Here's a (corrected) proof assuming circles must have positive radius. First a simple

Lemma A family of disjoint circles, all tangent to the $x$ axis, is at most countable.

This follows because two disjoint circles tangent to the same line are boundaries of disjoint disks, each disk contain a point with rational coordinates, and there are only countably many such points.

This immediately establishes the statement about $\mathcal T$.

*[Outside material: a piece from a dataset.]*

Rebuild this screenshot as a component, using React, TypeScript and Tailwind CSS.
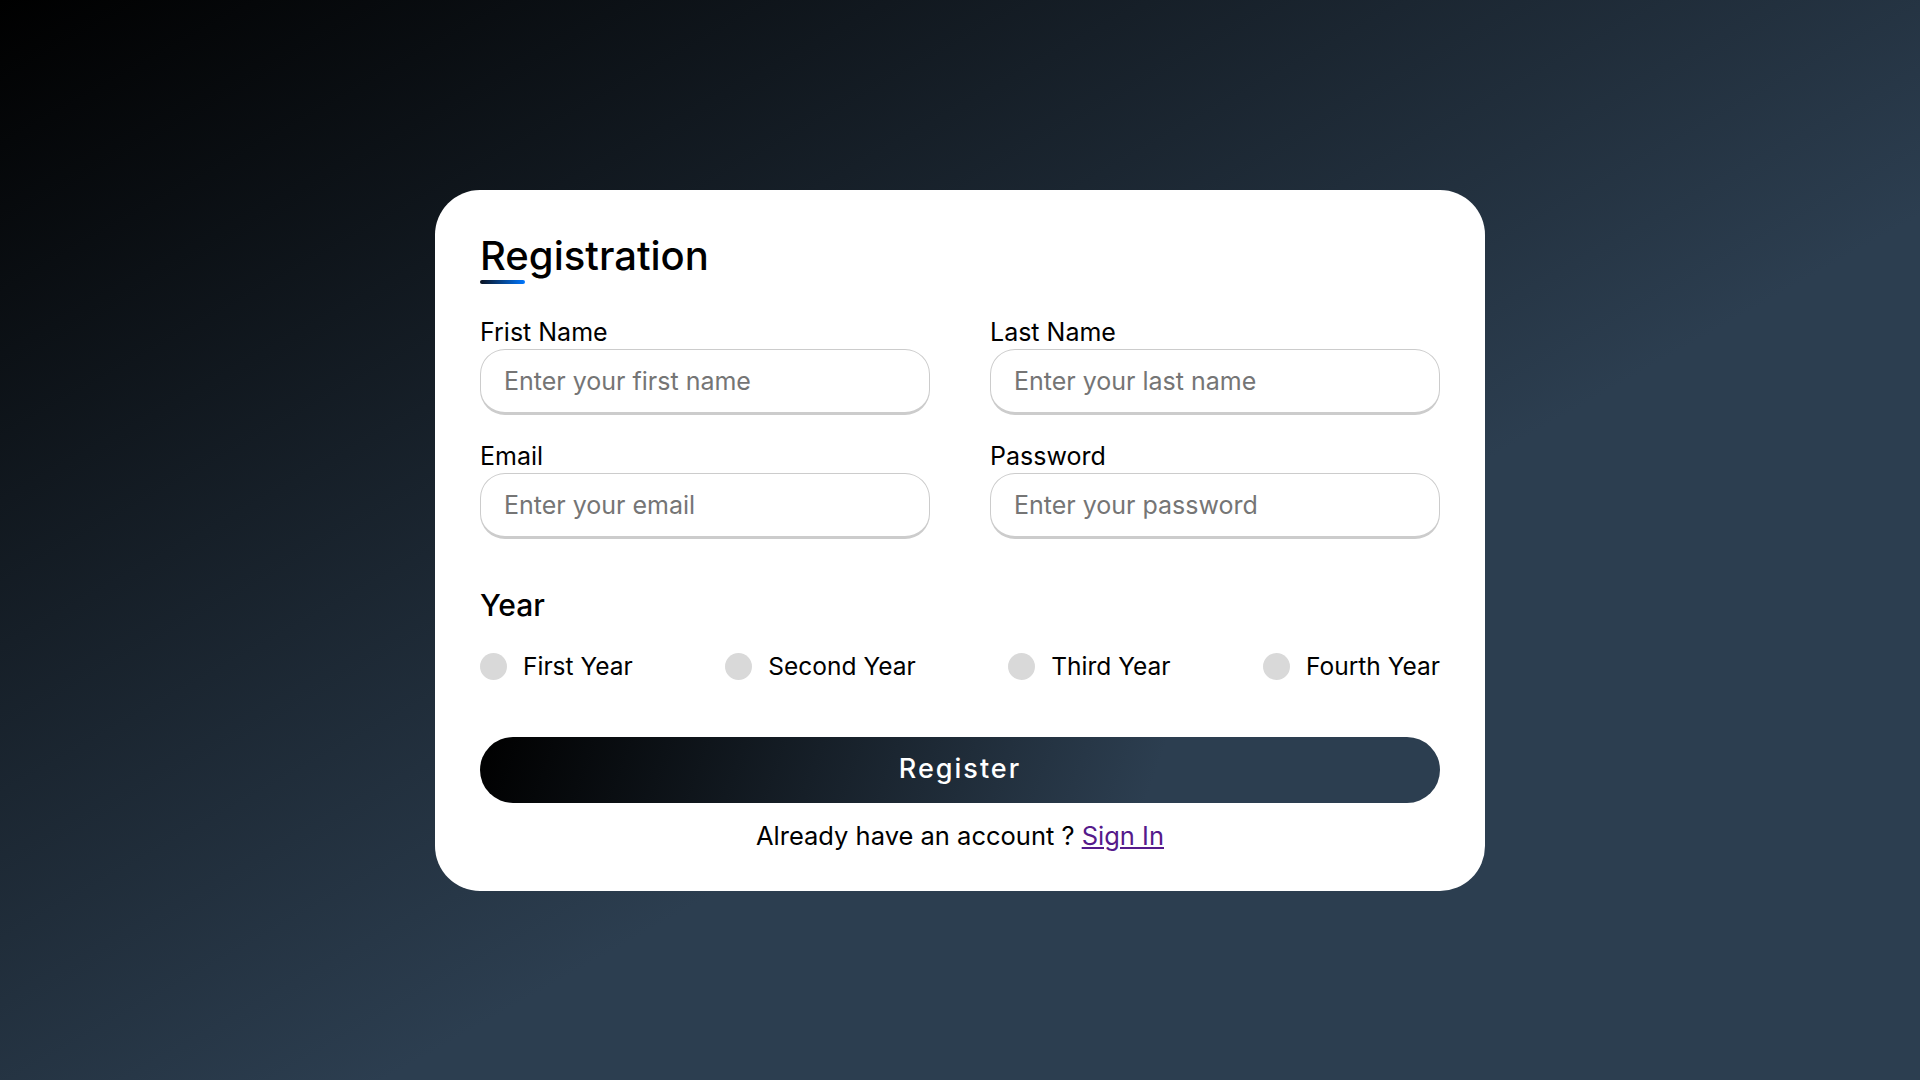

Now suppose you have a family $\mathcal S$ of disjoint circles whose union covers the $x$ axis. Pick a circle in $\mathcal S$ to start with that intersects the $x$-axis twice, which must exist due to the lemma. The interval between the point at $\frac13$ and $\frac23$ between the two points of intersection contains at most countably many points of tangency of a circle in $\mathcal S$ with the $x$ axis; therefore we can choose the circle in $\mathcal S$ passing through another point of this segment, and this cicle must intersect the $x$-axis twice. The two circles being disjoint, the second circle must bound a disk entirely contained in the disk bounded by the first circle, and its radius is less than $\frac23$ of the radius of the first circle. Now continue as before with the second circle, and so on forever. You get infinitely many circles in $\mathcal S$, of radius tending to $0$, where the disks that are bounded by them are each contained in the previous disk. The intersection of all these disks then is a singleton point $P$ that must lie on the $x$ axis (easy proof, its distance from the $x$ axis cannot be positive). Since $P$ is surrounded by arbitrarily small circles from $\mathcal S$, there does not exist any circle at all that passes through $P$ while remaining disjoint from the all those circles. Yet $\mathcal S$ must contain such a circle, giving a contradiction.